■ **Task to complete**
Only the lines from the start of the data to the line containing "string; content: React.ReactNode;", both included, should be output, exactly and without pictures.

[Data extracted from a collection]
•••••

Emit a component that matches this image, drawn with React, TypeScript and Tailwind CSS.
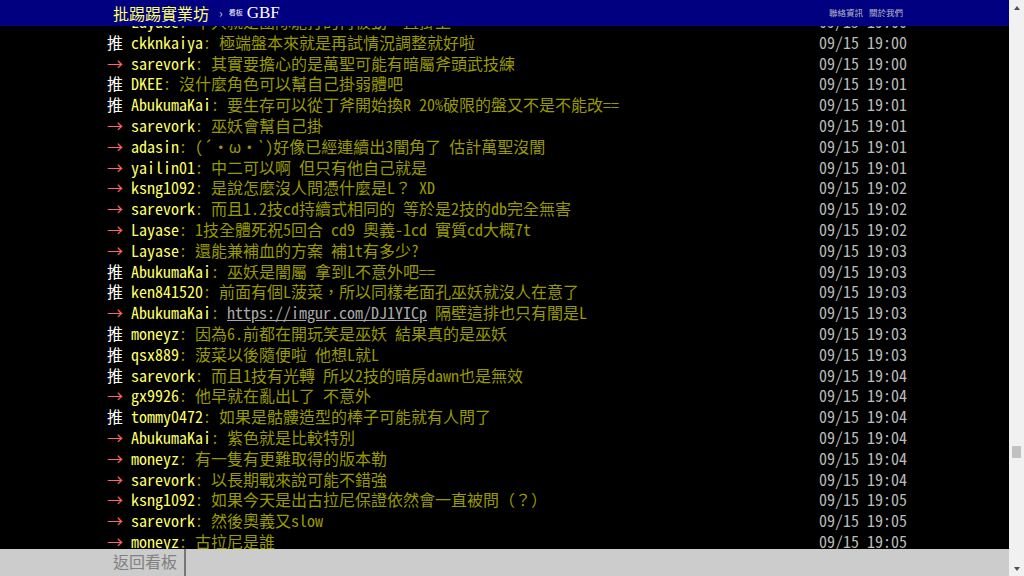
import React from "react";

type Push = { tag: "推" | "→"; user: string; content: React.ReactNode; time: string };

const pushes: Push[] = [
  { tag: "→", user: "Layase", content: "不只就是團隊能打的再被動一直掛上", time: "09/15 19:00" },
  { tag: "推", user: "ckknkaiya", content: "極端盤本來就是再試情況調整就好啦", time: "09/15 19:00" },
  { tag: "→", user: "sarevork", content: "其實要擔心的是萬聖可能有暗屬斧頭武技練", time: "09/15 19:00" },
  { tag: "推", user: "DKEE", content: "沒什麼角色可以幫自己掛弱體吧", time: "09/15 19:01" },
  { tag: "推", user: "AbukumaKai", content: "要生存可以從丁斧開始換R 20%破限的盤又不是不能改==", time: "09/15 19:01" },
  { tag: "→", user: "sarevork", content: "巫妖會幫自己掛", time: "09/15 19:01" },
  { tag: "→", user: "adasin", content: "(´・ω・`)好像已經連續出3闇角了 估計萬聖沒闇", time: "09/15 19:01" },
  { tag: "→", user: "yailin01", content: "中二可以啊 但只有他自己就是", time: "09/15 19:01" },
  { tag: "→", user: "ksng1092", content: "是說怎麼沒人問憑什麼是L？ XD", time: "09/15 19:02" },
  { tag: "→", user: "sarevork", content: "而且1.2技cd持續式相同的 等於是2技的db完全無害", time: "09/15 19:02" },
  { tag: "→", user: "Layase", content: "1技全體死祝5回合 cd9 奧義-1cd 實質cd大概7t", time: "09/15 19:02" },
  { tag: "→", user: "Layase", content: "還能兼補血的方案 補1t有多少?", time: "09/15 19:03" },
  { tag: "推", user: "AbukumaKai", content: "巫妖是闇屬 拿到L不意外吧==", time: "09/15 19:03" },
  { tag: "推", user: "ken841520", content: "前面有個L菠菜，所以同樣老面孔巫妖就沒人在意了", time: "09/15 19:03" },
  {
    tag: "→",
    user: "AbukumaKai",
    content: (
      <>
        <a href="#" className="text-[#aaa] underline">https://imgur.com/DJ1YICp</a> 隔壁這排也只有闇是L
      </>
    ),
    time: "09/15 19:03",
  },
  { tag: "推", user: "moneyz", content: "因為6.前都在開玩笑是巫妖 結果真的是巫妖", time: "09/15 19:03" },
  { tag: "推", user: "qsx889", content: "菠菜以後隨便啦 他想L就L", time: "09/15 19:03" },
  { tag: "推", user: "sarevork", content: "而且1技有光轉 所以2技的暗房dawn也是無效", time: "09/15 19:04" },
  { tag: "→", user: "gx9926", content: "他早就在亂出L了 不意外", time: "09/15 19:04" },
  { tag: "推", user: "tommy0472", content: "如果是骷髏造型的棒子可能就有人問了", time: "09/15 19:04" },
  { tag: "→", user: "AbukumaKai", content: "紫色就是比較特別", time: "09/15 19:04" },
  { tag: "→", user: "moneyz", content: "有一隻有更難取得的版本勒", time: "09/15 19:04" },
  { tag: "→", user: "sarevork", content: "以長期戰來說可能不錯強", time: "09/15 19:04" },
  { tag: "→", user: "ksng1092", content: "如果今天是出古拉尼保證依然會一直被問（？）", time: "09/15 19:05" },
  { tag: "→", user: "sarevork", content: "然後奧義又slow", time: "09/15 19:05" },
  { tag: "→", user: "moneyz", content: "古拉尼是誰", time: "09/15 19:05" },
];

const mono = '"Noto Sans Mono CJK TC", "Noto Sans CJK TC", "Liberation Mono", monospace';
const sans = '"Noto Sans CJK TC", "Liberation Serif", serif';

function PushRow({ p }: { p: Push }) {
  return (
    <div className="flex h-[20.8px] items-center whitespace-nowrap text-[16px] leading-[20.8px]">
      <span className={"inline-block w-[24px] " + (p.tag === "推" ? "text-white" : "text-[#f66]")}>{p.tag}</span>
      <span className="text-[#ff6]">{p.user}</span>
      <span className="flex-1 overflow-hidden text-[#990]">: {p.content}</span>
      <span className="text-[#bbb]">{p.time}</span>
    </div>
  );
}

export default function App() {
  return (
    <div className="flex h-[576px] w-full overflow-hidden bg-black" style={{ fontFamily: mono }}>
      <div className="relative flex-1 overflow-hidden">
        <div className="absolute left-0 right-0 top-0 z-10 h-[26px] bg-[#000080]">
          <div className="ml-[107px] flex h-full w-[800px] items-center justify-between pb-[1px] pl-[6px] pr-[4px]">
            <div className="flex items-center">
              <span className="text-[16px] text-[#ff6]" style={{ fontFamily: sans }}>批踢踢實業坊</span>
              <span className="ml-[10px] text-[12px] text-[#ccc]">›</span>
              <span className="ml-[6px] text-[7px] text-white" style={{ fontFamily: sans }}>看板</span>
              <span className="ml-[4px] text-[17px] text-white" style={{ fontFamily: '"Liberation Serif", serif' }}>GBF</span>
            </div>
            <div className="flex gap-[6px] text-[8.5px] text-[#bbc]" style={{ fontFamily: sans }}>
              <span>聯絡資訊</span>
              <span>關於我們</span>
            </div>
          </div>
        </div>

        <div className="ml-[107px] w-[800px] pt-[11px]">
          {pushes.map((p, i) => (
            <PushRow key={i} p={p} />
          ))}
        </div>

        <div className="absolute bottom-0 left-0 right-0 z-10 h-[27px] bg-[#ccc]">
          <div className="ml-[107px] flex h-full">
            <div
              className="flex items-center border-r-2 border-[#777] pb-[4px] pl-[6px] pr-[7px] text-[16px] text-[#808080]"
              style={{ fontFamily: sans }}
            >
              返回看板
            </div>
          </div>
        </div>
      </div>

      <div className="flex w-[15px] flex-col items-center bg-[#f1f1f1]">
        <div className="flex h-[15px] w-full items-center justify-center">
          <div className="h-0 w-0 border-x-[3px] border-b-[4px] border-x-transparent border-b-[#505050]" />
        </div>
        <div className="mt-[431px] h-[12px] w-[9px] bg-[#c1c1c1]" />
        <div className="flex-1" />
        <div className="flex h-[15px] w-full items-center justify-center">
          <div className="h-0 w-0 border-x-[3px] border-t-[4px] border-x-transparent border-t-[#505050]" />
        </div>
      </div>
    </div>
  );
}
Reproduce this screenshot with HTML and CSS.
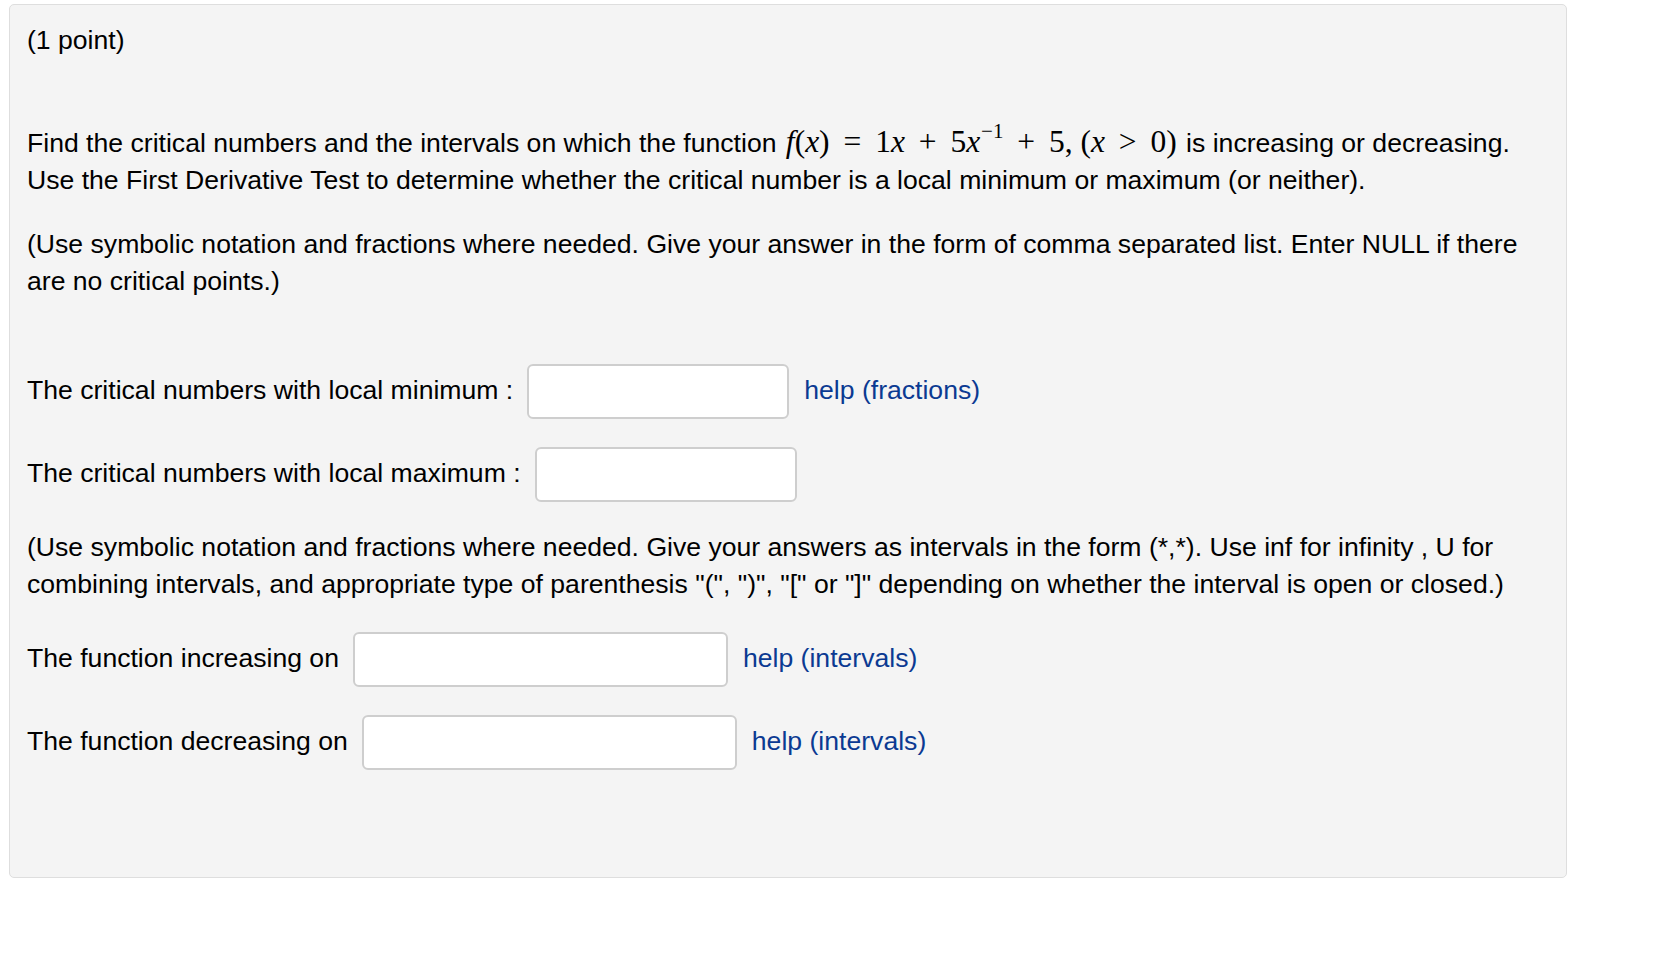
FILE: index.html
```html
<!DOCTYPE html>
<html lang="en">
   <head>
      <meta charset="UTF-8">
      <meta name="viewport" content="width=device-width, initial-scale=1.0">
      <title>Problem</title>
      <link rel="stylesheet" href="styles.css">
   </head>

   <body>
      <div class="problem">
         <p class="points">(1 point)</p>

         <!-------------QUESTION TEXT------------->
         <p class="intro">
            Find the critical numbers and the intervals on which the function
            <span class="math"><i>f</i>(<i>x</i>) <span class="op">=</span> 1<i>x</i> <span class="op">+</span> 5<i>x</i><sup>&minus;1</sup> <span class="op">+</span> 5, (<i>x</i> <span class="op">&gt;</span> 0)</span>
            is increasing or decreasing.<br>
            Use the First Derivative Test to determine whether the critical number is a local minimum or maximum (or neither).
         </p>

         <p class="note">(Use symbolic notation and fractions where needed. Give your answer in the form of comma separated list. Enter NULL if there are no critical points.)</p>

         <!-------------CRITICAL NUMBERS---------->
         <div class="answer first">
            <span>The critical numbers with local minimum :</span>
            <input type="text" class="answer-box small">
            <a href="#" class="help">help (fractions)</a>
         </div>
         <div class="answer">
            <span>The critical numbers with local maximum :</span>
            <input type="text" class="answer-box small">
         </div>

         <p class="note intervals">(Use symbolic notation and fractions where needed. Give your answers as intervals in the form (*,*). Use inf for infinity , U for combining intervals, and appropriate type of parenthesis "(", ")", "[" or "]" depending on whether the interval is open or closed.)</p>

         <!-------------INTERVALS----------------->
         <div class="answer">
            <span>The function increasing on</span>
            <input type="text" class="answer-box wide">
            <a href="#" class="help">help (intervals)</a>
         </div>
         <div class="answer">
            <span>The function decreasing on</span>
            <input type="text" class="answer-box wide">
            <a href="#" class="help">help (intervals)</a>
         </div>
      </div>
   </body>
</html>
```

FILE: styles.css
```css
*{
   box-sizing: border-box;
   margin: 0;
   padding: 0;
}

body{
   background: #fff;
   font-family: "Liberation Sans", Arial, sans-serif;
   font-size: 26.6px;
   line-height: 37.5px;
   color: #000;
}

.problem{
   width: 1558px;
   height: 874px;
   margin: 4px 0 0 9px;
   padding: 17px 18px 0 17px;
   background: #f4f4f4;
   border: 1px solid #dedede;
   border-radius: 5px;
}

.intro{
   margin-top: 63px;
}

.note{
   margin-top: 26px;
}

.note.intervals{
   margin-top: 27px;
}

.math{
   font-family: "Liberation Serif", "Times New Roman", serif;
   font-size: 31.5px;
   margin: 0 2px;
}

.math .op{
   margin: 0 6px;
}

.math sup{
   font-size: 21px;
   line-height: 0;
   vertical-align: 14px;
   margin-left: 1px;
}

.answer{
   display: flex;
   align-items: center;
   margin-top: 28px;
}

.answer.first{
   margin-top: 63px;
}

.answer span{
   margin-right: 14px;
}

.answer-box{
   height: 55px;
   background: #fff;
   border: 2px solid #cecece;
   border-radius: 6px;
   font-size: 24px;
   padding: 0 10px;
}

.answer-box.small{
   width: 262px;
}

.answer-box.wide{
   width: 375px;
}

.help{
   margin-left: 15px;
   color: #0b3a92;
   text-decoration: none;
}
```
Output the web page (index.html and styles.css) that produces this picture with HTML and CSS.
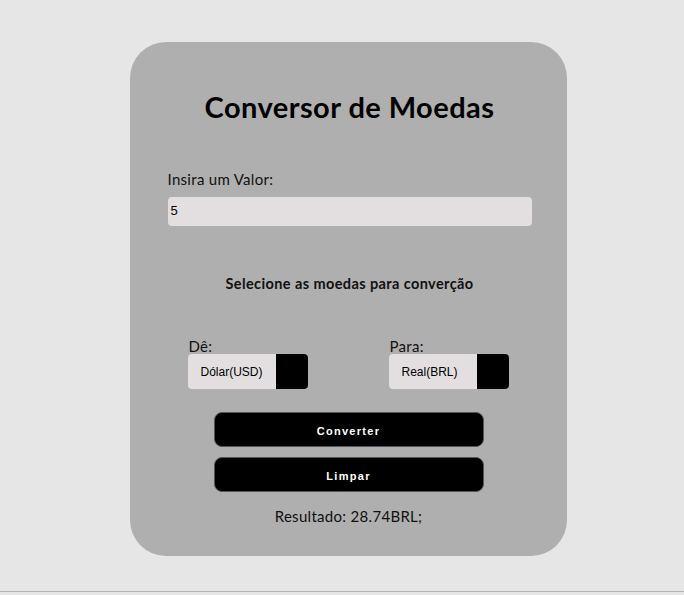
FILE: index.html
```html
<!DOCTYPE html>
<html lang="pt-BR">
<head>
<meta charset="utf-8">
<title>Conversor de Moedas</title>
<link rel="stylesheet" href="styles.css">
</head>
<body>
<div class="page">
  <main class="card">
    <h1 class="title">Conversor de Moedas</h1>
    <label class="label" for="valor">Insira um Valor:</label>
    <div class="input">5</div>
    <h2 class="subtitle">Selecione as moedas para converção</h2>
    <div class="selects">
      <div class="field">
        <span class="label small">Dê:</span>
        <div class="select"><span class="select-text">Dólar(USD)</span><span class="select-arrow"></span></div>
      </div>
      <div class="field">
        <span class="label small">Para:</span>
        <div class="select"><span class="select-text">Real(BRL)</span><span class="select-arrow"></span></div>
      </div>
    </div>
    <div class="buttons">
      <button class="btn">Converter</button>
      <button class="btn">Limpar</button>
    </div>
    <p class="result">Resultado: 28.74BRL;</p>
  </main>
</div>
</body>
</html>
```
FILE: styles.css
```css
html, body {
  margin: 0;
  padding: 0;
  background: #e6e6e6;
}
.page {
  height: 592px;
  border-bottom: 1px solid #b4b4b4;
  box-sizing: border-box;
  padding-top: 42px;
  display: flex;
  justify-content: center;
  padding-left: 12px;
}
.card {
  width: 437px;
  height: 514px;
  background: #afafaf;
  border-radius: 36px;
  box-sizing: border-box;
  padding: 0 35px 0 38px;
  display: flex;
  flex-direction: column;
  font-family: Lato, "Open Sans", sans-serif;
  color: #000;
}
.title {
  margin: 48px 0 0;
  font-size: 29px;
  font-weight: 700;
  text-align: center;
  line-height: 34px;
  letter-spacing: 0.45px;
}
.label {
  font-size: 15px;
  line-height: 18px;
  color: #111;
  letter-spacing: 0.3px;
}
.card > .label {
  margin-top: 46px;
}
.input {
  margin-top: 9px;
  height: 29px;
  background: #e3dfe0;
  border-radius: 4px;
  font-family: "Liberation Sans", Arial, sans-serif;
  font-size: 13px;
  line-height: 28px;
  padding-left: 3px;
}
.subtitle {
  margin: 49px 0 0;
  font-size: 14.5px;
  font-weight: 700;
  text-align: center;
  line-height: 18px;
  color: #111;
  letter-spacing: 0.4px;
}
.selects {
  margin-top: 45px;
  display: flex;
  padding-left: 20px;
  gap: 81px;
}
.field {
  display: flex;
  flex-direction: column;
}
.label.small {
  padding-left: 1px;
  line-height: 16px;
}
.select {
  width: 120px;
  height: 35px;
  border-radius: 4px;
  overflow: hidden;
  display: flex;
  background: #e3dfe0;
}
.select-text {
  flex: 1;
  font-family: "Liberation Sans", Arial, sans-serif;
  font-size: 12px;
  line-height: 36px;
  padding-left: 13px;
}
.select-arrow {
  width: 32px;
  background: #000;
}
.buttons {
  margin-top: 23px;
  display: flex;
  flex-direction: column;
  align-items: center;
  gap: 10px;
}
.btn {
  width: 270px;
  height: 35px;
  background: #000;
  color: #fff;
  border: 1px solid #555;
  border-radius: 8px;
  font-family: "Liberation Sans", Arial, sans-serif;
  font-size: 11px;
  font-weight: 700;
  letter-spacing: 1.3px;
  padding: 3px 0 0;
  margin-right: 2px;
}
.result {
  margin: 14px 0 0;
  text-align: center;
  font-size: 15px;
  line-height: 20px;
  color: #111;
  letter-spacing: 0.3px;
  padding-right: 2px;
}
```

•••••

■ **Full output**
Emit a component that matches this image, drawn with React, TypeScript and Tailwind CSS.
import React from "react";

type Push = { tag: "推" | "→"; user: string; content: React.ReactNode; time: string };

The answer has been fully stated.